So it comes as no surprise that Aloft Hotels are, in fact, something of an architectural counterpart to the very generation of guests they target: travelers born sometime in the early 1980s and beyond, now ripening into successful and peripatetic young adulthood. These Millennial Generation guests are gaining recognition as an enviable catch for anyone, and Aloft in particular. The brand recognizes that youthful thinking isn’t just found in the very young. “Who is actually coming to our door?” “As you know, this model appeals to a larger variety of the population, depending on their mindset. The self-driven early adopter, tech-savvy social person isn’t just limited to an actual age segment.” Say Aloft.

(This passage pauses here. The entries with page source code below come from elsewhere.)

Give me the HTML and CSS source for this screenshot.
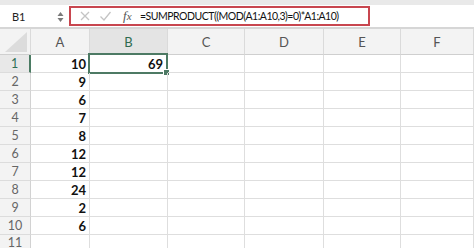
FILE: index.html
```html
<!DOCTYPE html>
<html>
<head>
<meta charset="utf-8">
<link rel="stylesheet" href="styles.css">
</head>
<body>
<div class="app">
  <div class="topstrip"></div>
  <div class="fbar">
    <div class="namebox">
      <span class="nb-text">B1</span>
      <svg class="spin" width="7" height="12" viewBox="0 0 7 12"><path d="M3.5 1 L6.5 5 L0.5 5 Z" fill="#7a7a7a"/><path d="M3.5 11 L6.5 7 L0.5 7 Z" fill="#7a7a7a"/></svg>
    </div>
    <div class="finput">
      <div class="hl">
        <svg class="ic" width="12" height="12" viewBox="0 0 12 12"><path d="M2 2 L10 10 M10 2 L2 10" stroke="#c4c4c4" stroke-width="1.3"/></svg>
        <svg class="ic chk" width="13" height="12" viewBox="0 0 13 12"><path d="M1.5 6.5 L5 10 L11.5 2" stroke="#c4c4c4" stroke-width="1.3" fill="none"/></svg>
        <span class="fx"><i>f</i><i class="x">x</i></span>
        <span class="formula">=SUMPRODUCT((MOD(A1:A10,3)=0)*A1:A10)</span>
      </div>
    </div>
  </div>
  <div class="sheet">
    <div class="hc corner"><svg width="22" height="20" viewBox="0 0 22 20"><path d="M22 0 L22 20 L0 20 Z" fill="#dcdcdc"/></svg></div>
    <div class="hc">A</div>
    <div class="hc sel">B</div>
    <div class="hc">C</div>
    <div class="hc">D</div>
    <div class="hc">E</div>
    <div class="hc">F</div>

    <div class="rh act">1</div><div class="c v">10</div><div class="c v b1">69<span class="selbox"><span class="handle"></span></span></div><div class="c"></div><div class="c"></div><div class="c"></div><div class="c"></div>
    <div class="rh">2</div><div class="c v">9</div><div class="c"></div><div class="c"></div><div class="c"></div><div class="c"></div><div class="c"></div>
    <div class="rh">3</div><div class="c v">6</div><div class="c"></div><div class="c"></div><div class="c"></div><div class="c"></div><div class="c"></div>
    <div class="rh">4</div><div class="c v">7</div><div class="c"></div><div class="c"></div><div class="c"></div><div class="c"></div><div class="c"></div>
    <div class="rh">5</div><div class="c v">8</div><div class="c"></div><div class="c"></div><div class="c"></div><div class="c"></div><div class="c"></div>
    <div class="rh">6</div><div class="c v">12</div><div class="c"></div><div class="c"></div><div class="c"></div><div class="c"></div><div class="c"></div>
    <div class="rh">7</div><div class="c v">12</div><div class="c"></div><div class="c"></div><div class="c"></div><div class="c"></div><div class="c"></div>
    <div class="rh">8</div><div class="c v">24</div><div class="c"></div><div class="c"></div><div class="c"></div><div class="c"></div><div class="c"></div>
    <div class="rh">9</div><div class="c v">2</div><div class="c"></div><div class="c"></div><div class="c"></div><div class="c"></div><div class="c"></div>
    <div class="rh">10</div><div class="c v">6</div><div class="c"></div><div class="c"></div><div class="c"></div><div class="c"></div><div class="c"></div>
    <div class="rh last">11</div><div class="c"></div><div class="c"></div><div class="c"></div><div class="c"></div><div class="c"></div><div class="c"></div>
  </div>
</div>
</body>
</html>
```

FILE: styles.css
```css
html, body { margin: 0; padding: 0; background: #fff; }
body { width: 474px; height: 248px; overflow: hidden; font-family: Lato, "Liberation Sans", sans-serif; }
.app { display: flex; flex-direction: column; }
.topstrip { height: 5px; background: #e9e9e9; }
.fbar { height: 22px; display: flex; background: #fff; border-bottom: 2px solid #d6d6d6; }
.namebox { width: 69px; display: flex; align-items: center; justify-content: space-between; padding: 0 5px 0 12px; box-sizing: border-box; }
.nb-text { font-size: 11px; color: #222; }
.spin { margin-top: 1px; }
.finput { flex: 1; display: flex; align-items: center; }
.hl { width: 301px; height: 20px; box-sizing: border-box; border: 2px solid #c8464f; display: flex; align-items: center; padding-left: 8px; }
.ic { flex: none; }
.chk { margin-left: 8px; }
.fx { margin-left: 11px; font-family: "Liberation Serif", serif; font-size: 13px; color: #555; width: 14px; }
.fx .x { font-size: 11px; }
.formula { margin-left: 3px; font-size: 10.5px; letter-spacing: -0.5px; color: #111; white-space: nowrap; }

.sheet { display: grid; grid-template-columns: 31px 59px 78px 77px 79px 77px 1fr; grid-template-rows: 26px repeat(10, 18px) 14px; }
.hc { background: #f3f3f3; border-right: 1px solid #dadada; border-bottom: 1px solid #cfcfcf; display: flex; align-items: center; justify-content: center; font-size: 13px; color: #555; }
.hc.sel { background: #e4e4e4; color: #2f6b50; border-bottom: 1px solid #9fb8ab; }
.corner { justify-content: flex-end; align-items: flex-end; padding: 0 3px 2px 0; }
.rh { background: #f3f3f3; border-right: 1px solid #d2d2d2; border-bottom: 1px solid #dcdcdc; display: flex; align-items: center; justify-content: center; font-size: 12.5px; color: #666; }
.rh.last { align-items: flex-start; line-height: 14px; padding-top: 1px; }
.rh.act { color: #2f7056; border-right: 2px solid #4b7b63; background: #e8e8e8; }
.c { border-right: 1px solid #dedede; border-bottom: 1px solid #dedede; display: flex; align-items: center; justify-content: flex-end; padding-right: 3px; font-size: 13px; color: #111; font-weight: 700; position: relative; }
.b1 { padding-right: 4px; }
.selbox { position: absolute; left: -2px; top: -2px; right: -1px; bottom: -2px; border: 2px solid #4d7a64; }
.handle { position: absolute; right: -4px; bottom: -4px; width: 5px; height: 5px; background: #4d7a64; border: 1px solid #fff; }
```
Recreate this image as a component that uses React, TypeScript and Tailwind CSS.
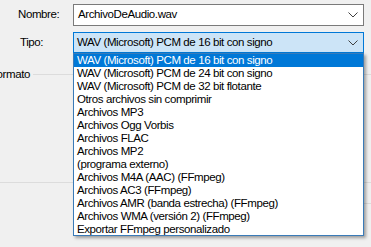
import React from "react";

const items = [
  "WAV (Microsoft) PCM de 16 bit con signo",
  "WAV (Microsoft) PCM de 24 bit con signo",
  "WAV (Microsoft) PCM de 32 bit flotante",
  "Otros archivos sin comprimir",
  "Archivos MP3",
  "Archivos Ogg Vorbis",
  "Archivos FLAC",
  "Archivos MP2",
  "(programa externo)",
  "Archivos M4A (AAC) (FFmpeg)",
  "Archivos AC3 (FFmpeg)",
  "Archivos AMR (banda estrecha) (FFmpeg)",
  "Archivos WMA (versión 2) (FFmpeg)",
  "Exportar FFmpeg personalizado",
];

function Chevron() {
  return (
    <svg width="10" height="6" viewBox="0 0 10 6" className="shrink-0">
      <polyline points="0.5,0.5 5,5 9.5,0.5" fill="none" stroke="#404040" strokeWidth="1" />
    </svg>
  );
}

export default function App() {
  return (
    <div
      className="relative w-[371px] h-[247px] overflow-hidden bg-[#f0f0f0] text-[11.5px] tracking-[-0.4px] text-black"
      style={{ fontFamily: '"Liberation Sans", Arial, sans-serif' }}
    >
      <div className="flex flex-col pt-[4px] pr-[7px]">
        <div className="flex items-center h-[22px]">
          <span className="w-[73px] pl-[18px]">Nombre:</span>
          <div className="flex-1 h-[22px] flex items-center justify-between bg-white border border-[#7a7a7a] pl-[4px] pr-[5px]">
            <span>ArchivoDeAudio.wav</span>
            <Chevron />
          </div>
        </div>
        <div className="flex items-center h-[21px] mt-[6px]">
          <span className="w-[73px] pl-[20px]">Tipo:</span>
          <div className="flex-1 h-[21px] flex items-center justify-between bg-[#cce4f7] border border-[#0078d7] pl-[3px] pr-[5px]">
            <span>WAV (Microsoft) PCM de 16 bit con signo</span>
            <Chevron />
          </div>
        </div>
      </div>

      {/* grupo Formato */}
      <div className="mt-[21px] ml-[-10px] h-[109px] border-b border-[#dcdcdc] flex">
        <div className="flex items-start">
          <span className="-mt-[7px] leading-[14px] pl-[0px] pr-[3px]">Formato</span>
        </div>
        <div className="flex-1 border-t border-[#dcdcdc]" />
      </div>
      <div className="ml-[364px] mt-[20px] border-t border-[#dcdcdc]" />

      {/* lista desplegable */}
      <div className="absolute left-[73px] top-[53px] w-[291px] h-[183px] bg-white border border-[#3a7bb8] shadow-[2px_2px_3px_rgba(0,0,0,0.35)] flex flex-col">
        {items.map((t, i) => (
          <div
            key={t}
            className={
              i === 0
                ? "h-[13px] leading-[13px] pl-[3px] bg-[#0078d7] text-white whitespace-nowrap"
                : "h-[13px] leading-[13px] pl-[3px] whitespace-nowrap"
            }
          >
            {t}
          </div>
        ))}
      </div>
    </div>
  );
}
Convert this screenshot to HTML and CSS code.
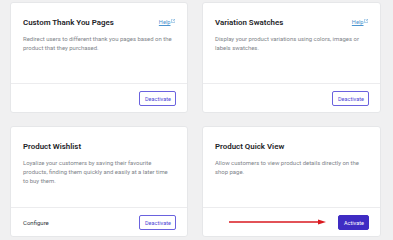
FILE: index.html
```html
<!DOCTYPE html>
<html>
<head>
<meta charset="utf-8">
<link rel="stylesheet" href="styles.css">
</head>
<body>
<div class="grid">
  <div class="card">
    <div class="body">
      <div class="head">
        <h3 class="title">Custom Thank You Pages</h3>
        <a class="help">Help<svg viewBox="0 0 10 10" width="4" height="4"><path d="M4 1H1v8h8V6M6 1h3v3M9 1L4.5 5.5" fill="none" stroke="currentColor" stroke-width="1.2"/></svg></a>
      </div>
      <p class="desc">Redirect users to different thank you pages based on the product that they purchased.</p>
    </div>
    <div class="foot">
      <span></span>
      <button class="btn outline">Deactivate</button>
    </div>
  </div>
  <div class="card">
    <div class="body">
      <div class="head">
        <h3 class="title">Variation Swatches</h3>
        <a class="help">Help<svg viewBox="0 0 10 10" width="4" height="4"><path d="M4 1H1v8h8V6M6 1h3v3M9 1L4.5 5.5" fill="none" stroke="currentColor" stroke-width="1.2"/></svg></a>
      </div>
      <p class="desc">Display your product variations using colors, images or labels swatches.</p>
    </div>
    <div class="foot">
      <span></span>
      <button class="btn outline">Deactivate</button>
    </div>
  </div>
  <div class="card">
    <div class="body">
      <div class="head">
        <h3 class="title">Product Wishlist</h3>
      </div>
      <p class="desc">Loyalize your customers by saving their favourite products, finding them quickly and easily at a later time to buy them.</p>
    </div>
    <div class="foot">
      <span class="config">Configure</span>
      <button class="btn outline">Deactivate</button>
    </div>
  </div>
  <div class="card">
    <div class="body">
      <div class="head">
        <h3 class="title">Product Quick View</h3>
      </div>
      <p class="desc">Allow customers to view product details directly on the shop page.</p>
    </div>
    <div class="foot">
      <svg class="arrow" viewBox="0 0 97 6" width="97" height="6"><path d="M0 3H91" stroke="#d9191f" stroke-width="1.4"/><path d="M89 0.5L97 3L89 5.5Z" fill="#d9191f"/></svg>
      <button class="btn solid">Activate</button>
    </div>
  </div>
</div>
</body>
</html>
```

FILE: styles.css
```css
html, body {
  margin: 0;
  padding: 0;
  background: #f0f0f1;
  font-family: Roboto, "Liberation Sans", Arial, sans-serif;
}
.grid {
  display: grid;
  grid-template-columns: 178px 179px;
  grid-template-rows: 111px 111px;
  column-gap: 14px;
  row-gap: 13px;
  padding: 2px 12px 0 10px;
}
.card {
  background: #fff;
  border: 1px solid #e6e7e9;
  border-radius: 3px;
  display: flex;
  flex-direction: column;
  box-sizing: border-box;
}
.body {
  flex: 1;
  padding: 14px 13px 0 12px;
}
.head {
  display: flex;
  justify-content: space-between;
  align-items: center;
  height: 10px;
}
.title {
  margin: 0;
  font-size: 7.9px;
  font-weight: 600;
  color: #1d2327;
}
.help {
  font-size: 5.7px;
  color: #4b94cf;
  text-decoration: underline;
  display: flex;
  align-items: flex-start;
  gap: 0.5px;
  margin-right: -1px;
}
.desc {
  margin: 7px 0 0 0;
  font-size: 5.95px;
  line-height: 9px;
  color: #80848a;
}
.foot {
  height: 29px;
  box-sizing: border-box;
  border-top: 1px solid #ececee;
  display: flex;
  align-items: center;
  justify-content: space-between;
  padding: 0 11px 0 12px;
}
.config {
  font-size: 6px;
  color: #2c3338;
}
.btn {
  font-family: inherit;
  font-size: 5.5px;
  height: 15px;
  padding: 0 5px;
  border-radius: 2px;
  margin: 0;
  box-sizing: border-box;
  margin-top: 1px;
}
.outline {
  background: #fff;
  border: 1px solid #6a62de;
  color: #4f46d6;
  width: 37px;
}
.solid {
  background: #3f2cc3;
  border: 1px solid #3f2cc3;
  color: #fff;
  width: 31px;
}
.arrow {
  margin-left: 14px;
}
```
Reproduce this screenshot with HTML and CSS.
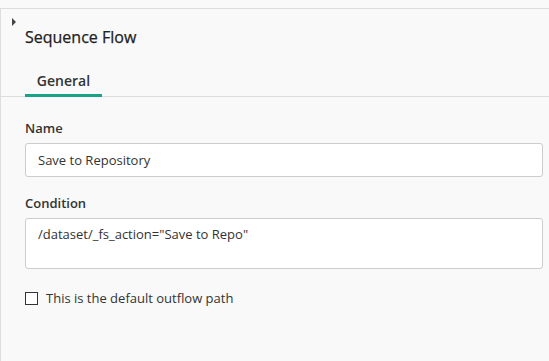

Indeed, as Millennials come of age, suitcases in hand, they become a force the greater industry cannot ignore. Even the most traditional bed and breakfast segment has had to come to grips with the question of whether to shake the dust off its doilies, and strip its floral wallpaper, judiciously, to attract them.
“It’s not that baby boomers are exiting, they are still going to travel,” said Milton Pedraza, chief executive officer of the Luxury Institute, a ratings and research company that focuses on high-end branding. “But the emerging Gen X and Gen Y, the Millennials, are traveling too. Their world is so interconnected, they learn about new destinations and want to go sooner than we ever did as baby boomers. Global travel today is second nature, especially to these American consumers.”
“And unlike the backpack-toting, hostel-focused youngsters of their predecessor generations”, said Pedraza, “they are not into roughing it. They want to experience luxury and at least a minimum level of quality in the premises and amenities. They are not willing to compromise on that and they shouldn’t. The world has much higher standards now for travel and hospitality and a lot of options.” The rapid expansion of Aloft bears this out. Some 63 hotels have been launched so far, with another five to open this month.
Generation Y is poised to become the largest consumer buying group. They are a very quickly growing group defining the present and will continue to define our future. But inns and bed and breakfast establishments, which grew popular by serving up tidy slices of the past, have been rethinking their Millennial strategies too. The inn and B&B segment is the market’s most Millennial friendly because of its easy flexibility. You always have to be conscious of who is the next traveler, and how do we maintain the balance of appealing to our current guests while appealing to our future guests. Finding something that appeals to everyone. B&Bs can do that. You are not coming to a hotel where the whole hotel appeals to one type of traveler.
But whether the property is an inn, a major hotel or even a cruise line or tour, the ingredients for appeal are the same. “You need to have a bold customer culture, something that differentiates you and the way you deliver your experience,” said Pedraza. “The way people greet you, check you in – the people you interact with have to create a fabulous human experience.”
In the end, he said, it comes down to living up to the Millennials’ own expectations. “They think: ‘You have collected data on me, you know my needs and my desires and you had better deliver them, or I will consider your kind a dinosaur in the digital age.’
So don’t neglect the Millennials, they are the future.”